Fue hace justo un lustro, cuando nos llegó aquella deslumbrante e inolvidable carta de presentación que fue Los fabulosos Frank, la memoria de una familia diferente a todas. No es que fuera singular o directamente excéntrica, que también; es que rozaba lo inaudito. Nos la creemos porque es real. Si nos la cuenta en una ficción cerramos el libro por poco creíble. Merece la pena recordarlo y hacerlo de su mano, tal y como él y sus hermanos lo recitaban cuando tenían que explicar a los extraños ese totum revolutum en el que crecieron:
“Un hermano y una hermana se casaron con un hermano y una hermana.
Como la pareja mayor no tiene hijos, la menor le presta los suyos.
Las dos familias viven a tres manzanas de distancia, en Laurel Canyon.
Y las abuelas viven juntas en un apartamento al pie de la colina”.
Diremos que Michael Frank es el hijo “prestado” al matrimonio sin descendencia y que ese matrimonio lo integran Irving Ravetch y Harriet Frank Jr., una pareja de guionistas que está detrás de algunas de las mejores películas de Martin Ritt, caso de Hud, El largo y cálido verano, Hombre o Cartas a Iris y de otras cintas con otros directores tan extraordinarias como Con él llegó el escándalo de Vincent Minnelli. Una dupla brillante, que resulta irresistible para un crío sensible como era Michael, pero también progresivamente insoportable a medida que va haciéndose adulto y ellos van envejeciendo más mal que bien. Como sus tíos cuando escribían una historia para Hollywood y se aseguraban de tener un buen personaje, el autor sabe que tiene uno que es oro molido para fascinación de sus lectores: el retrato de Harriet Jr., a la que los conocidos llaman Hankie o Hank, es lo mejor de un libro que ella atraviesa de principio a fin.
Manipuladora, arrogante, arrolladora, dominante, egoísta pero también talentosa, enérgica, generosa, creativa, inimitable, Hank es una máquina de consejos impagables y corrosivos, de frases lapidarias, cabreos antológicos y caprichos de estrella. “Sentar la cabeza es limitarte, vivir tu vida entre las sombras. No sientes la cabeza jamás, ¿me oyes? ¡Jamás!”, le recuerda a su sobrino. También le dice más de una vez “yo no creo en el cansancio”, “no me interesa la enfermedad” o “ya habrá tiempo en la tumba para dormir”.
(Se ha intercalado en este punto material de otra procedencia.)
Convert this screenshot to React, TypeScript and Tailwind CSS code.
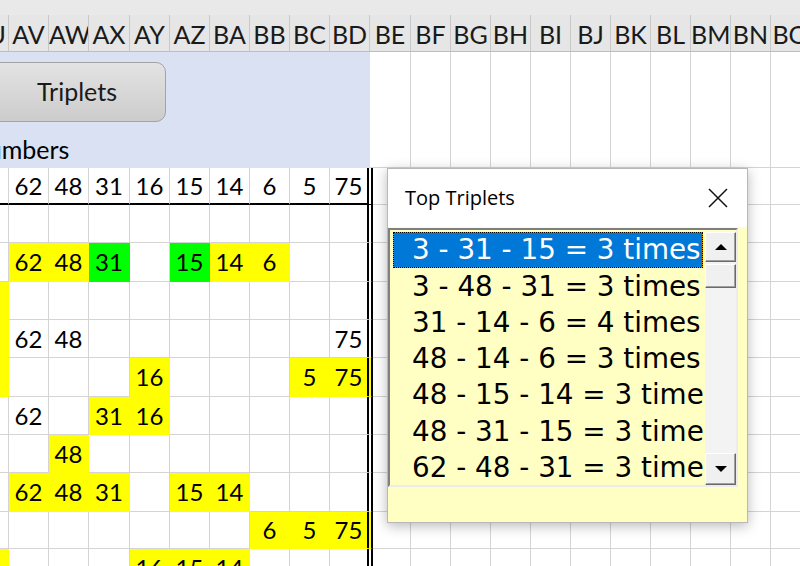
import React from 'react'

type Fill = 'y' | 'g'
type Cell = { v?: string; f?: Fill }

const cols = ['AU', 'AV', 'AW', 'AX', 'AY', 'AZ', 'BA', 'BB', 'BC', 'BD', 'BE', 'BF', 'BG', 'BH', 'BI', 'BJ', 'BK', 'BL', 'BM', 'BN', 'BO']

// header / band widths vs. body widths (BD carries the double border in the body)
const headW = (i: number) => (i === 3 || i === 10 ? 'w-[41px]' : 'w-[40px]')
const bodyW = (i: number) =>
  i === 3 ? 'w-[41px]' : i === 9 ? 'w-[43px]' : i === 10 ? 'w-[38px]' : 'w-[40px]'

const Y = (v?: string): Cell => ({ v, f: 'y' })
const G = (v: string): Cell => ({ v, f: 'g' })
const N = (v: string): Cell => ({ v })

const rows: { h: string; cells: Record<number, Cell> }[] = [
  { h: 'h-[37px]', cells: { 1: N('62'), 2: N('48'), 3: N('31'), 4: N('16'), 5: N('15'), 6: N('14'), 7: N('6'), 8: N('5'), 9: N('75') } },
  { h: 'h-[38px]', cells: {} },
  { h: 'h-[39px]', cells: { 1: Y('62'), 2: Y('48'), 3: G('31'), 5: G('15'), 6: Y('14'), 7: Y('6') } },
  { h: 'h-[38px]', cells: { 0: Y() } },
  { h: 'h-[38px]', cells: { 0: Y(), 1: N('62'), 2: N('48'), 9: N('75') } },
  { h: 'h-[39px]', cells: { 0: Y(), 4: Y('16'), 8: Y('5'), 9: Y('75') } },
  { h: 'h-[38px]', cells: { 1: N('62'), 3: Y('31'), 4: Y('16') } },
  { h: 'h-[38px]', cells: { 2: Y('48') } },
  { h: 'h-[39px]', cells: { 1: Y('62'), 2: Y('48'), 3: Y('31'), 5: Y('15'), 6: Y('14') } },
  { h: 'h-[37px]', cells: { 7: Y('6'), 8: Y('5'), 9: Y('75') } },
  { h: 'h-[38px]', cells: { 0: Y(), 4: Y('16'), 5: Y('15'), 6: Y('14') } },
]

const triplets = [
  '3 - 31 - 15 = 3 times',
  '3 - 48 - 31 = 3 times',
  '31 - 14 - 6 = 4 times',
  '48 - 14 - 6 = 3 times',
  '48 - 15 - 14 = 3 times',
  '48 - 31 - 15 = 3 times',
  '62 - 48 - 31 = 3 times',
]

function cellClass(r: number, i: number, c?: Cell) {
  const p = ['shrink-0 flex items-center justify-center border-r border-b overflow-hidden whitespace-nowrap', bodyW(i)]
  if (c?.f === 'y') p.push('bg-[#ffff00]')
  if (c?.f === 'g') p.push('bg-[#00ff00]')

  if (i === 9) p.push('border-r-[6px] border-double border-r-black')
  else if (c?.f === 'y') p.push('border-r-[#ffff00]')
  else if (c?.f === 'g') p.push('border-r-[#00ff00]')
  else p.push('border-r-[#d4d4d4]')

  if (r === 0 && i <= 9) p.push('border-b-2 border-b-black')
  else if (c?.f === 'y') p.push('border-b-[#ffff00]')
  else if (c?.f === 'g') p.push('border-b-[#00ff00]')
  else p.push('border-b-[#d4d4d4]')
  return p.join(' ')
}

const bevel =
  'bg-[#f0f0f0] border border-[#696969] border-t-white border-l-white shadow-[inset_-1px_-1px_0_#a0a0a0] flex items-center justify-center'

function TripletsDialog() {
  return (
    <div className="absolute left-[387px] top-[168px] w-[361px] h-[355px] border border-[#b8b8b8] bg-white shadow-[0_3px_12px_rgba(0,0,0,0.28)] flex flex-col">
      {/* title */}
      <div className="h-[58px] shrink-0 flex items-start justify-between">
        <span className="font-['Open_Sans',sans-serif] text-[20px] leading-[28px] pl-[17px] pt-[15px] text-black">
          Top Triplets
        </span>
        <svg width="20" height="20" viewBox="0 0 20 20" className="mt-[19px] mr-[19px]">
          <path d="M1 1 L19 19 M19 1 L1 19" stroke="#111" strokeWidth="1.5" fill="none" />
        </svg>
      </div>

      {/* body */}
      <div className="flex-1 bg-[#ffffc4] pt-px">
        <div className="w-[350px] h-[259px] border-2 border-[#808080] border-b-[#ececec] border-r-[#ececec] flex gap-[2px] pt-[2px] pl-[3px] overflow-hidden">
          <div className="w-[310px] h-[253px] overflow-hidden shrink-0">
            {triplets.map((t, i) => (
              <div
                key={t}
                className={`h-[36.3px] flex items-center pl-[18px] border whitespace-nowrap font-['DejaVu_Sans',sans-serif] text-[27.8px] leading-none ${
                  i === 0
                    ? 'bg-[#0078d7] text-white border-[#e08a00] outline-1 outline-dotted outline-black -outline-offset-1'
                    : 'border-transparent text-black'
                }`}
              >
                {t}
              </div>
            ))}
          </div>

          {/* scrollbar */}
          <div className="w-[31px] h-[253px] shrink-0 flex flex-col bg-[#f3f3f3]">
            <div className={`h-[30px] shrink-0 ${bevel}`}>
              <svg width="12" height="6" viewBox="0 0 12 6">
                <polygon points="0,6 6,0 12,6" fill="#000" />
              </svg>
            </div>
            <div className="flex-1 pt-[2px]">
              <div className={`h-[24px] ${bevel}`} />
            </div>
            <div className={`h-[32px] shrink-0 ${bevel}`}>
              <svg width="12" height="6" viewBox="0 0 12 6">
                <polygon points="0,0 12,0 6,6" fill="#000" />
              </svg>
            </div>
          </div>
        </div>
      </div>
    </div>
  )
}

export default function App() {
  return (
    <div className="relative w-[800px] h-[566px] overflow-hidden bg-white font-['Lato',sans-serif] text-black">
      <div className="-ml-[31px] w-max">
        {/* column headers */}
        <div className="h-[15px] bg-[#e9e9e9]" />
        <div className="flex h-[37px] bg-[#e6e6e6] border-b border-[#bdbdbd]">
          {cols.map((c, i) => (
            <div
              key={c}
              className={`${headW(i)} shrink-0 h-full border-r border-[#c8c8c8] overflow-hidden whitespace-nowrap text-center text-[25px] leading-[38px] text-[#1a1a1a]`}
            >
              {c}
            </div>
          ))}
        </div>

        {/* blue band with the button */}
        <div className="flex h-[116px]">
          <div className="w-[401px] shrink-0 bg-[#d9e1f2] flex flex-col">
            <button className="ml-[19px] mt-[10px] w-[178px] h-[60px] rounded-[10px] border border-[#a3a3a3] bg-linear-to-b from-[#e3e3e3] to-[#cccccc] flex items-center justify-center text-[25px] text-[#1a1a1a]">
              Triplets
            </button>
            <div className="mt-[12px] text-[25px] leading-[30px] whitespace-nowrap">Numbers</div>
          </div>
          {cols.slice(10).map((c, j) => (
            <div key={c} className={`${headW(j + 10)} shrink-0 h-full border-r border-b border-[#d4d4d4]`} />
          ))}
        </div>

        {/* grid */}
        {rows.map((row, r) => (
          <div key={r} className={`flex ${row.h}`}>
            {cols.map((c, i) => {
              const cell = row.cells[i]
              return (
                <div key={c} className={`${cellClass(r, i, cell)} text-[24px]`}>
                  {cell?.v}
                </div>
              )
            })}
          </div>
        ))}
      </div>

      <TripletsDialog />
    </div>
  )
}
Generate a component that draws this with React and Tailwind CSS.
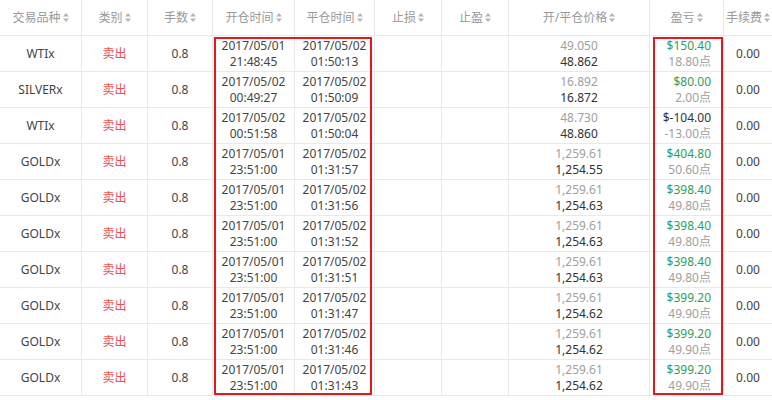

Ella fue la primera y seguramente la más demoledora crítica literaria que tuvo y tendrá Michael Frank. Ella le animó a llenar folios antes que nadie y le destruyó muy poco después hasta paralizarle. Así, le afea escribir sobre emociones que no ha vivido, a resultar falso y trabajar con estereotipos, a crear menos arte que artificio. Huelga decir que no hay artificio alguno en las páginas de Los fabulosos Frank: hay emoción de ley y una dolorosa lucidez. El acoso escolar que padece el propio Michael, sus primeras parejas y viajes a Europa, sus más y sus menos con sus padres, la historia de sus abuelas y hermanos, todo eso y más, incluido su tío Irving, no pueden sino orbitar alrededor de un personaje tan poderoso como la tía Hank.
Autor de cuentos, Michael Frank vuelve a la distancia larga con su primera novela. Lo que falta es la confirmación, por si hiciera falta, de la perspicacia y sutileza con que este extraordinario narrador puede escribir de cualquier vida humana, real o inventada, en un contexto de entorno familiar problemático. Aquí, los protagonistas son tres neoyorquinos: un padre, especialista en medicinar reproductiva, y un hijo, a punto de iniciar sus estudios universitarios, que quedan prendados de una mujer culta y madura durante unas vacaciones en Florencia. Ella es Costanza Ansaldo, una italoestadounidense que atraviesa una etapa emocionalmente complicada tras la muerte de su marido y sus dificultades para ser madre.
Puede que Frank sea demasiado exhaustivo y no se deje en el tintero ni uno de los anhelos y frustraciones –y pruebas médicas de rigor– que acompañan un proceso de fecundación in vitro pero eso no perjudica la fluidez de un relato que mantiene el interés en todo momento y de forma creciente hasta la última página, a la vez que nos hace pensar en el paso del tiempo a la luz de la paternidad, la religión, el arte, el suicidio… y lo complicado que es hacer un buen pesto fuera de Italia.